Source data:
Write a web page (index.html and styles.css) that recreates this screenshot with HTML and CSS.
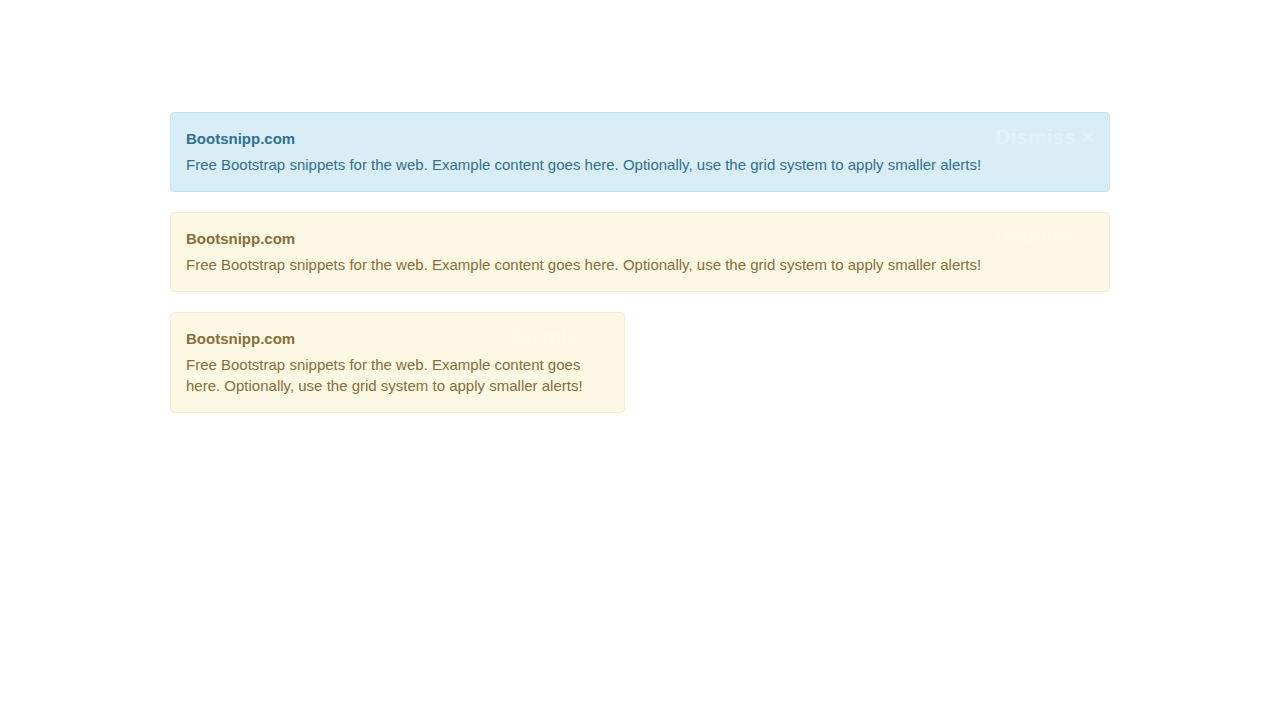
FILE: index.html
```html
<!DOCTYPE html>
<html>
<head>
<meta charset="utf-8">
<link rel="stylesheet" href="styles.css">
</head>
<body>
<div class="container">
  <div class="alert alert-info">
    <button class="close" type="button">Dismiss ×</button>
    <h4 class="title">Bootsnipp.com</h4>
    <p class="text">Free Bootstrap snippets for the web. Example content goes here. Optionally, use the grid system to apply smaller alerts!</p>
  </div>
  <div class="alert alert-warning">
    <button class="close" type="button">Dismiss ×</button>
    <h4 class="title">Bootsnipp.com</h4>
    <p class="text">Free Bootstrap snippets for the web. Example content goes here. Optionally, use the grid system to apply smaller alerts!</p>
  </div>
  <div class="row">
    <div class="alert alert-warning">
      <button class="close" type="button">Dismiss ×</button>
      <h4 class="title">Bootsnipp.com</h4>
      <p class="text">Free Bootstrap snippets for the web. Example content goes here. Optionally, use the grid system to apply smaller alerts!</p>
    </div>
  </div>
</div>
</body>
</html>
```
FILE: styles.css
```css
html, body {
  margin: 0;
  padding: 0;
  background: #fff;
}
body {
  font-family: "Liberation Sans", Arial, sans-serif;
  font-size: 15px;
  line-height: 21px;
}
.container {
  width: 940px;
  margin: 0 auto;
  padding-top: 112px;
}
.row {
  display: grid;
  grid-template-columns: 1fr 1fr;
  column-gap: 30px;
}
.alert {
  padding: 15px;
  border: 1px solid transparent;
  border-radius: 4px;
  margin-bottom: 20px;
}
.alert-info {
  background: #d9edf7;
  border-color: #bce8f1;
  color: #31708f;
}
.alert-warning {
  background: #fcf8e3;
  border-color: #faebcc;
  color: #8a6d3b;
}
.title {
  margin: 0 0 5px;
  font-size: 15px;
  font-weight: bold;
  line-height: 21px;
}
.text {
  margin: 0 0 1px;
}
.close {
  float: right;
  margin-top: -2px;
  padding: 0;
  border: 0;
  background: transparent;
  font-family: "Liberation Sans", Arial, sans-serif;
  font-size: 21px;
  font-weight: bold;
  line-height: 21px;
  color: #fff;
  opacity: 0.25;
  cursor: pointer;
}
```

Job: The listing above must be printed again exactly, minus its pictures.

Output for this task:
Write a web page (index.html and styles.css) that recreates this screenshot with HTML and CSS.
FILE: index.html
```html
<!DOCTYPE html>
<html>
<head>
<meta charset="utf-8">
<link rel="stylesheet" href="styles.css">
</head>
<body>
<div class="container">
  <div class="alert alert-info">
    <button class="close" type="button">Dismiss ×</button>
    <h4 class="title">Bootsnipp.com</h4>
    <p class="text">Free Bootstrap snippets for the web. Example content goes here. Optionally, use the grid system to apply smaller alerts!</p>
  </div>
  <div class="alert alert-warning">
    <button class="close" type="button">Dismiss ×</button>
    <h4 class="title">Bootsnipp.com</h4>
    <p class="text">Free Bootstrap snippets for the web. Example content goes here. Optionally, use the grid system to apply smaller alerts!</p>
  </div>
  <div class="row">
    <div class="alert alert-warning">
      <button class="close" type="button">Dismiss ×</button>
      <h4 class="title">Bootsnipp.com</h4>
      <p class="text">Free Bootstrap snippets for the web. Example content goes here. Optionally, use the grid system to apply smaller alerts!</p>
    </div>
  </div>
</div>
</body>
</html>
```
FILE: styles.css
```css
html, body {
  margin: 0;
  padding: 0;
  background: #fff;
}
body {
  font-family: "Liberation Sans", Arial, sans-serif;
  font-size: 15px;
  line-height: 21px;
}
.container {
  width: 940px;
  margin: 0 auto;
  padding-top: 112px;
}
.row {
  display: grid;
  grid-template-columns: 1fr 1fr;
  column-gap: 30px;
}
.alert {
  padding: 15px;
  border: 1px solid transparent;
  border-radius: 4px;
  margin-bottom: 20px;
}
.alert-info {
  background: #d9edf7;
  border-color: #bce8f1;
  color: #31708f;
}
.alert-warning {
  background: #fcf8e3;
  border-color: #faebcc;
  color: #8a6d3b;
}
.title {
  margin: 0 0 5px;
  font-size: 15px;
  font-weight: bold;
  line-height: 21px;
}
.text {
  margin: 0 0 1px;
}
.close {
  float: right;
  margin-top: -2px;
  padding: 0;
  border: 0;
  background: transparent;
  font-family: "Liberation Sans", Arial, sans-serif;
  font-size: 21px;
  font-weight: bold;
  line-height: 21px;
  color: #fff;
  opacity: 0.25;
  cursor: pointer;
}
```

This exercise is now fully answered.